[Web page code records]
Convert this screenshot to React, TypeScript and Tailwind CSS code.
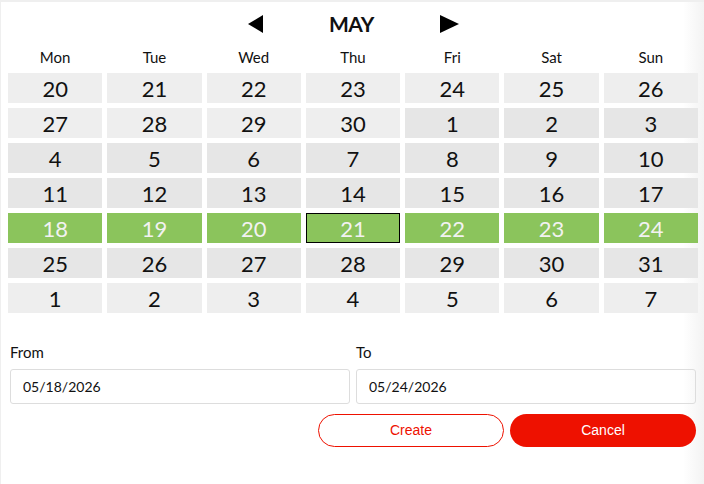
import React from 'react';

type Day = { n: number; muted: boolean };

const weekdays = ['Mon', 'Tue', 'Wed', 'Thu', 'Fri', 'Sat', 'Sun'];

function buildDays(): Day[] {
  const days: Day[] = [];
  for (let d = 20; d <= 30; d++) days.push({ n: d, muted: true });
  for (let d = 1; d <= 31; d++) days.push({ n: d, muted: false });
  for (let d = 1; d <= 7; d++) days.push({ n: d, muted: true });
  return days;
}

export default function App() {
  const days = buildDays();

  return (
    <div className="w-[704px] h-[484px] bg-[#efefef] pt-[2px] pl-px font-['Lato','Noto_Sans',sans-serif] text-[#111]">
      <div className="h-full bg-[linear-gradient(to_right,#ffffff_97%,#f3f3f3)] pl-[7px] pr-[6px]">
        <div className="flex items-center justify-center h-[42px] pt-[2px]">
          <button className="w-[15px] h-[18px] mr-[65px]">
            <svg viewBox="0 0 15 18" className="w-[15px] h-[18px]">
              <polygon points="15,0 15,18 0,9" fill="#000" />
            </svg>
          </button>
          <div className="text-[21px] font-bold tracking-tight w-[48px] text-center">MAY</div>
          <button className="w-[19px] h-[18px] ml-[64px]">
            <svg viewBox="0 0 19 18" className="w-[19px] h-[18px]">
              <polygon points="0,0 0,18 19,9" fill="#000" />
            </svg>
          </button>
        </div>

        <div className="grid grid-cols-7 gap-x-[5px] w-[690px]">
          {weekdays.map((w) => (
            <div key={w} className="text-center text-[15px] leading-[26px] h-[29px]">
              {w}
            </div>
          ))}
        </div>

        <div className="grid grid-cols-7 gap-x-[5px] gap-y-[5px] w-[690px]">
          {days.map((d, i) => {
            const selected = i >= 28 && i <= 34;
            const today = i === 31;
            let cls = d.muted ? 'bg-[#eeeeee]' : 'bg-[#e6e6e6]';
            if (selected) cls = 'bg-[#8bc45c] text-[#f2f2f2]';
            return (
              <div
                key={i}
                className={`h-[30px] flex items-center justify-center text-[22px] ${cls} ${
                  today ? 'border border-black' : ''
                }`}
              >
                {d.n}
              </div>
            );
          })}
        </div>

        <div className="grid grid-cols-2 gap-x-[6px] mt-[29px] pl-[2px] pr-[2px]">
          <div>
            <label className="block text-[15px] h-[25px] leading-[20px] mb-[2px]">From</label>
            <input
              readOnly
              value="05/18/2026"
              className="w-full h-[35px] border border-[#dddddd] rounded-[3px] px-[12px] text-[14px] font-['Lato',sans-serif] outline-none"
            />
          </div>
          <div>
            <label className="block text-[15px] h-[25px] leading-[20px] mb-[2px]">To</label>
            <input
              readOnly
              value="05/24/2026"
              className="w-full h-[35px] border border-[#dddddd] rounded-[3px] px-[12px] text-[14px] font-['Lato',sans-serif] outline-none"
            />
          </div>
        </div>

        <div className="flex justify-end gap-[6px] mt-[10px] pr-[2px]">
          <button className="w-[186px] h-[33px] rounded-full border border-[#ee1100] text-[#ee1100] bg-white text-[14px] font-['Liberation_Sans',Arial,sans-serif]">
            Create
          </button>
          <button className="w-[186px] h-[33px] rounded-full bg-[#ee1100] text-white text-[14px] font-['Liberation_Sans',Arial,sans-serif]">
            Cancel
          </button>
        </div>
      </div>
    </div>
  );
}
--
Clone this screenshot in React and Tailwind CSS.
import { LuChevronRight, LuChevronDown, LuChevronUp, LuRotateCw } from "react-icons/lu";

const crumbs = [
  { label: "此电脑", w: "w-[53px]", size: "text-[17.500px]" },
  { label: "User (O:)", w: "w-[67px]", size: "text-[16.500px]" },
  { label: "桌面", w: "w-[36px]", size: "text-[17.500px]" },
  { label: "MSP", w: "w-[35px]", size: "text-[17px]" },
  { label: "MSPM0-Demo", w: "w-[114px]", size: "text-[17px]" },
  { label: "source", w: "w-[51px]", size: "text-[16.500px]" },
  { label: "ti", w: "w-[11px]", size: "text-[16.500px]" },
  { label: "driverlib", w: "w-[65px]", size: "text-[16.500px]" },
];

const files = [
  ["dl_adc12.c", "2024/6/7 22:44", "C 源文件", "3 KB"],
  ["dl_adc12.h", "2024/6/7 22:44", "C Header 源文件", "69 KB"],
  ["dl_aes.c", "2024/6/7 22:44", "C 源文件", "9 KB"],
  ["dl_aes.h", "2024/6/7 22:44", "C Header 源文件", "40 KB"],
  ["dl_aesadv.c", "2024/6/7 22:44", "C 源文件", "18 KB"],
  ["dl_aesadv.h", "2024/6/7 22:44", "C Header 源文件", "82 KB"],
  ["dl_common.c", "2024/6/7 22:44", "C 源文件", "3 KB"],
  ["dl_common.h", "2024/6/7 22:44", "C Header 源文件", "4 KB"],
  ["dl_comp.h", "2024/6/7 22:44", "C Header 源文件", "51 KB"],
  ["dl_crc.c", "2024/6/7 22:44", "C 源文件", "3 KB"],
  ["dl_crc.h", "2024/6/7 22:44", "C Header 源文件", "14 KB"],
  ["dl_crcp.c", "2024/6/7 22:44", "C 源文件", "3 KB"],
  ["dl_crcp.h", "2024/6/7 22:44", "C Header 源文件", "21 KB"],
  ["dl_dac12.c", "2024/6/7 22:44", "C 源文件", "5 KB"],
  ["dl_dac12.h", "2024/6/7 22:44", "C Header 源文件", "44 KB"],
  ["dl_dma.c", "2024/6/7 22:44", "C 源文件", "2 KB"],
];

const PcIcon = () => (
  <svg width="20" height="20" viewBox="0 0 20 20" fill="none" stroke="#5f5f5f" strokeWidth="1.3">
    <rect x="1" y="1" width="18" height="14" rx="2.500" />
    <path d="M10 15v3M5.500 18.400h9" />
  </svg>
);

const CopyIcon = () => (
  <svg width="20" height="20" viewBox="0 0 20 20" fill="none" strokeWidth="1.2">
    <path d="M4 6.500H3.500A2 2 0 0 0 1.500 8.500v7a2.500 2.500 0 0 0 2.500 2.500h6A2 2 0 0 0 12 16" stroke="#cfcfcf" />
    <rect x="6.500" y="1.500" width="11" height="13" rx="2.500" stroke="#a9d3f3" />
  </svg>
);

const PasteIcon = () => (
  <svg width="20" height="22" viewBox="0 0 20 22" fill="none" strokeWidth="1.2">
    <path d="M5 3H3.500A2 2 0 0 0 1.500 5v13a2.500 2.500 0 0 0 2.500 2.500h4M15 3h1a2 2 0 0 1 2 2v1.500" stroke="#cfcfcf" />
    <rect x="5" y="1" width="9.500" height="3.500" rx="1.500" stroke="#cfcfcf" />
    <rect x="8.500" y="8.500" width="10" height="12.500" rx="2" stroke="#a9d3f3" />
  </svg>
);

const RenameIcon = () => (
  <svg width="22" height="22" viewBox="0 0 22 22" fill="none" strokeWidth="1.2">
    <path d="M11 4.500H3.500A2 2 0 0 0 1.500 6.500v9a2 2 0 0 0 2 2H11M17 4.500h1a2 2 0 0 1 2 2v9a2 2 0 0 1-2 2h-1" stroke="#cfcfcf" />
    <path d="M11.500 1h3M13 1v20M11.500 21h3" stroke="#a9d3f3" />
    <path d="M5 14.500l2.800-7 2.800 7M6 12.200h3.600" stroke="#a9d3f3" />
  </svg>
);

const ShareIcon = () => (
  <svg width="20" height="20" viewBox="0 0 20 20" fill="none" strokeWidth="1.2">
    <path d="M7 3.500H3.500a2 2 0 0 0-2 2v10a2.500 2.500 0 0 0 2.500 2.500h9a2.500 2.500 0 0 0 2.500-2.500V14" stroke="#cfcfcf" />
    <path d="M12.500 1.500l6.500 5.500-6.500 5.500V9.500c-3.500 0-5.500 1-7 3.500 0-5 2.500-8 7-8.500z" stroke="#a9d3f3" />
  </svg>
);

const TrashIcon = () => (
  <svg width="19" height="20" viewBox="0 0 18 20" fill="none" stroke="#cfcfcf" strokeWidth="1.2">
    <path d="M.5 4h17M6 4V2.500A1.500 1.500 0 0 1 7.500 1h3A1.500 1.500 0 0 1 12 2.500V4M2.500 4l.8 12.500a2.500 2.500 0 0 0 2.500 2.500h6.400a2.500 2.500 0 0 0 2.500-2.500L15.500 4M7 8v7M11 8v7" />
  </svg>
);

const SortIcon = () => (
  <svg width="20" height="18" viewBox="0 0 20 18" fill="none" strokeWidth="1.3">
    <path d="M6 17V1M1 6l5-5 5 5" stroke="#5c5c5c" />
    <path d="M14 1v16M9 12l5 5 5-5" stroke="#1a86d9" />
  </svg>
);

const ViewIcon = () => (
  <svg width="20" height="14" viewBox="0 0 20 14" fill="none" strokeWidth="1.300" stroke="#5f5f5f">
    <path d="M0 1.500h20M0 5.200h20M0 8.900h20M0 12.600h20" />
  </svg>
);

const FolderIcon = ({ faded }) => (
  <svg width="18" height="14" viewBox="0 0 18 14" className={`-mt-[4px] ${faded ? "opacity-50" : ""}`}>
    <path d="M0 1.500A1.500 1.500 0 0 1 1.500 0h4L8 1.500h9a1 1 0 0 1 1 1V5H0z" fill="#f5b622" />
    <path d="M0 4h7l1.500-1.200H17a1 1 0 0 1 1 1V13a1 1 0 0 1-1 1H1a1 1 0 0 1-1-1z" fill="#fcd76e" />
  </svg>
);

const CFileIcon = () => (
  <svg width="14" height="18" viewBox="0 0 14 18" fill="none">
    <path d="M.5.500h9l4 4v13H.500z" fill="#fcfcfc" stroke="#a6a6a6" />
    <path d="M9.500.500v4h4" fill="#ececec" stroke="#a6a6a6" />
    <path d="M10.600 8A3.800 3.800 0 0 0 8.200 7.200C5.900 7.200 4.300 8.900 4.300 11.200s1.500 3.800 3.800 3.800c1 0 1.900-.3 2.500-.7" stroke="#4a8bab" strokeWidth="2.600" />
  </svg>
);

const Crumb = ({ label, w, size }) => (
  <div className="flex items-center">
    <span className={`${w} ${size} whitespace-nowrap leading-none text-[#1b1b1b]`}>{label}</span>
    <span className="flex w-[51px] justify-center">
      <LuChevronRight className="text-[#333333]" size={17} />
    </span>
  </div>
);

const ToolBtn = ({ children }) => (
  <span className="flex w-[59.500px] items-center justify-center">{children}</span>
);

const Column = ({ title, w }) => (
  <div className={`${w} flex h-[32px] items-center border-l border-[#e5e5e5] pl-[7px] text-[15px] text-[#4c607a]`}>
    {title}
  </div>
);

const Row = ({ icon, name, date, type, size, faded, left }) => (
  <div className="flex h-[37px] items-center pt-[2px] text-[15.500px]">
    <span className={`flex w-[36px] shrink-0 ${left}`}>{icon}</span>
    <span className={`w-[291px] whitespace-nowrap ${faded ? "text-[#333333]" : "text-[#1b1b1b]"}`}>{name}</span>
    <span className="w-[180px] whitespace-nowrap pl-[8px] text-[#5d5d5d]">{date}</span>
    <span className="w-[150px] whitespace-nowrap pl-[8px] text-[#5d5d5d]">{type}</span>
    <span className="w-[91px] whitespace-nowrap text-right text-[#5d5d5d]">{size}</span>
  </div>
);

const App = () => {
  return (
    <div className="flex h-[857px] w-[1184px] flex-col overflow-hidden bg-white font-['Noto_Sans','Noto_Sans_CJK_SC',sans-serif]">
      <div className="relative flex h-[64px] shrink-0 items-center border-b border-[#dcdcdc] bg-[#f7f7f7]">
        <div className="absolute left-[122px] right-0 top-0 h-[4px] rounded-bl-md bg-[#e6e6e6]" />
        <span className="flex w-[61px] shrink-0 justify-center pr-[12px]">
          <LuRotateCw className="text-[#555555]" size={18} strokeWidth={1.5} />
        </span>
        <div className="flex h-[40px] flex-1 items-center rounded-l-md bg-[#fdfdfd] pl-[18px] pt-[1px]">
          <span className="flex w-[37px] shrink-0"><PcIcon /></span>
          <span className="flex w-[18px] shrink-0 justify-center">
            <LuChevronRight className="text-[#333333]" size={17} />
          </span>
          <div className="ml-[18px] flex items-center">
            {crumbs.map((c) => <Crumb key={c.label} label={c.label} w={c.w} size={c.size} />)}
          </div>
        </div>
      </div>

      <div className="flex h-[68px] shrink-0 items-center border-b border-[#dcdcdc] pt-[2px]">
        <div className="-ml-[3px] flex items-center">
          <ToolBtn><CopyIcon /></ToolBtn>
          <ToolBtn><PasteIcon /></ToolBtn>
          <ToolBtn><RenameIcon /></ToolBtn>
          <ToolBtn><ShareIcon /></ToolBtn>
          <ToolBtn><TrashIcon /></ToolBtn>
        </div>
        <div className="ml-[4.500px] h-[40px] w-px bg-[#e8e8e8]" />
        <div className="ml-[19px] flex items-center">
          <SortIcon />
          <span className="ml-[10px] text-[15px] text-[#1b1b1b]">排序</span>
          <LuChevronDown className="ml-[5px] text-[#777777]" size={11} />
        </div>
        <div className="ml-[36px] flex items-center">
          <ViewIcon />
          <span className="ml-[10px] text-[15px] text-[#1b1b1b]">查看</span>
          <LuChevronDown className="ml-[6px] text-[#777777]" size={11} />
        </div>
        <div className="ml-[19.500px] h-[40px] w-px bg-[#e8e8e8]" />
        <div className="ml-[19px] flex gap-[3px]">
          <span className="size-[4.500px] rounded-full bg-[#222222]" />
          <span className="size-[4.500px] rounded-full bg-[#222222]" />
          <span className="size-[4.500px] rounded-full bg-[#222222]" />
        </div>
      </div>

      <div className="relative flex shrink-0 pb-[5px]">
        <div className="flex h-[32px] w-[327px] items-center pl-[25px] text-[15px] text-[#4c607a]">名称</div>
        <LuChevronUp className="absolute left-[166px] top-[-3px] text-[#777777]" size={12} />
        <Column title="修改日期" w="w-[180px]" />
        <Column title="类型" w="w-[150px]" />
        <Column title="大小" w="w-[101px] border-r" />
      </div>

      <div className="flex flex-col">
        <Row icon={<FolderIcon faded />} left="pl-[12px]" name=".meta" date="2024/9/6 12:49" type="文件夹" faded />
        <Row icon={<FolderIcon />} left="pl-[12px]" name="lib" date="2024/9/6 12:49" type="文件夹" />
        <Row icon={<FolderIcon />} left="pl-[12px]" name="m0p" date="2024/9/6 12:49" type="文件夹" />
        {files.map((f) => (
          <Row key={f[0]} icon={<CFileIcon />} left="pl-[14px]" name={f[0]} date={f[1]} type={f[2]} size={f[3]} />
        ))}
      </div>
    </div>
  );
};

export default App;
==
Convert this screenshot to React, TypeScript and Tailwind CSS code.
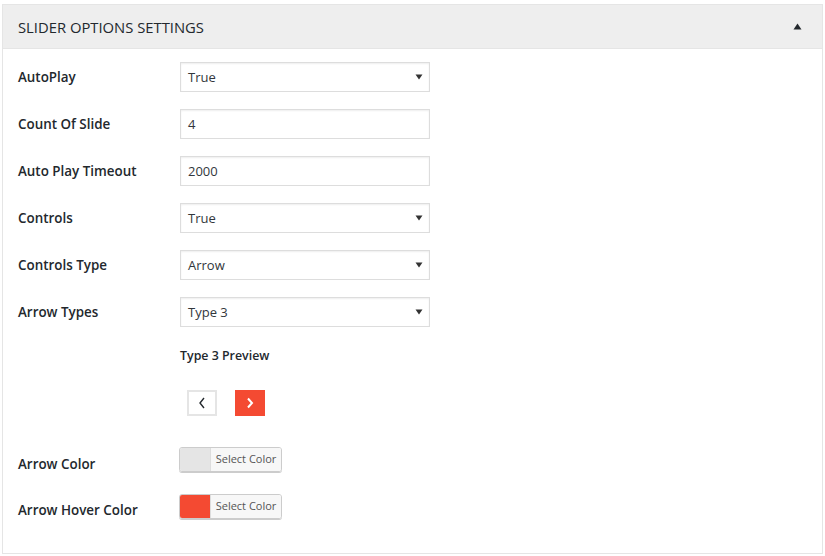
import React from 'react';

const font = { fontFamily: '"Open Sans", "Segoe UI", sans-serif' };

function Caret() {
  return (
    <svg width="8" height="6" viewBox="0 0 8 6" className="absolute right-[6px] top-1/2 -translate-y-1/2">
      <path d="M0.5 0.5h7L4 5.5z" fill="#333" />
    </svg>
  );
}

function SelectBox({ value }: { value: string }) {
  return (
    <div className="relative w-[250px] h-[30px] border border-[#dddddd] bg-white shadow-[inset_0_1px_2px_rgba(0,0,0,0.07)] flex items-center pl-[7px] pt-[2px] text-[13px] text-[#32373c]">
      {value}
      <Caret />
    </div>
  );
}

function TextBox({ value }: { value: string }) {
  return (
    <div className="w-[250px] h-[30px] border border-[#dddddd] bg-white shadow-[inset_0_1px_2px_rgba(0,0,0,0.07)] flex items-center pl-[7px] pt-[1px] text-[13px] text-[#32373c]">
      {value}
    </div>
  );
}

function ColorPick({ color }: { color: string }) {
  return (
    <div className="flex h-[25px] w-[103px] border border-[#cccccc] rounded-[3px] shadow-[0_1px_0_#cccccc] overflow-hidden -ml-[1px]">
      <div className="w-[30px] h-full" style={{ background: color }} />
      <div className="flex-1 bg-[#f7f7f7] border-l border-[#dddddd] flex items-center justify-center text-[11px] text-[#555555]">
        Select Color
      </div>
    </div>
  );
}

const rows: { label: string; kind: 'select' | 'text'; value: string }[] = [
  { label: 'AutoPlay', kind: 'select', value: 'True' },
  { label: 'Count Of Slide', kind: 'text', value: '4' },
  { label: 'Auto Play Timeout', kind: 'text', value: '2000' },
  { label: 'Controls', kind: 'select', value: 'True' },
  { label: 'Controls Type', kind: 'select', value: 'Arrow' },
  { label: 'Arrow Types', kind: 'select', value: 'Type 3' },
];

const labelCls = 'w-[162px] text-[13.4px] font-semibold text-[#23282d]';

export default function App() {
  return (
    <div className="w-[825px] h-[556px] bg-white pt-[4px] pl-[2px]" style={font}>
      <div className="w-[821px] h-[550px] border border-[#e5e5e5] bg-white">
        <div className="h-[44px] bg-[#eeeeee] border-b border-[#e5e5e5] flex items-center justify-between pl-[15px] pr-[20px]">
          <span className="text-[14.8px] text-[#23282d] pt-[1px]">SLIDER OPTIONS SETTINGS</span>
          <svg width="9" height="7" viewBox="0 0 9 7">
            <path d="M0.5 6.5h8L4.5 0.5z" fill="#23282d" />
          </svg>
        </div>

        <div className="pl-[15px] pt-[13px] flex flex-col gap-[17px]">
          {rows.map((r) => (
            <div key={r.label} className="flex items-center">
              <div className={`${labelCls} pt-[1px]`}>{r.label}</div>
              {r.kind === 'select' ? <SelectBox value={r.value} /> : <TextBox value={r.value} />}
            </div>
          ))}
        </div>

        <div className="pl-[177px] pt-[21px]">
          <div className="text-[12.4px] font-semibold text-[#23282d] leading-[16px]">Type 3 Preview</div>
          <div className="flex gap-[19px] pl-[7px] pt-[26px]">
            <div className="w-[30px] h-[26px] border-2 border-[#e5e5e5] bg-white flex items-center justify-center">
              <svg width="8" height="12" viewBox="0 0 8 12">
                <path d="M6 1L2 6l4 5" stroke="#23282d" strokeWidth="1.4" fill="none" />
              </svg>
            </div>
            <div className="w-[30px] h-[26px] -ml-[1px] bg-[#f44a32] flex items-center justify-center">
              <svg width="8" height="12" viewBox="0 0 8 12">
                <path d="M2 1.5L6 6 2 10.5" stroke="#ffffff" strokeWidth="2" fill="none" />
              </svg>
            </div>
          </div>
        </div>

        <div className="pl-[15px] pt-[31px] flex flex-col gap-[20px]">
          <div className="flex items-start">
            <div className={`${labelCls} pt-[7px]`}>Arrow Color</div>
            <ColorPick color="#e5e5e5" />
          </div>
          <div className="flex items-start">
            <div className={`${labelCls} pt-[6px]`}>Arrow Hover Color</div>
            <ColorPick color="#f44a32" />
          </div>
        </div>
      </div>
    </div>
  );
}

▸ Stated problem
Quote nothing but the lines that run from the line containing "Clone this screenshot" through the line containing "LuChevronDown, LuChevronUp, LuRotateCw", keeping both of them word for word.

▸ Solution to this problem
Clone this screenshot in React and Tailwind CSS.
import { LuChevronRight, LuChevronDown, LuChevronUp, LuRotateCw } from "react-icons/lu";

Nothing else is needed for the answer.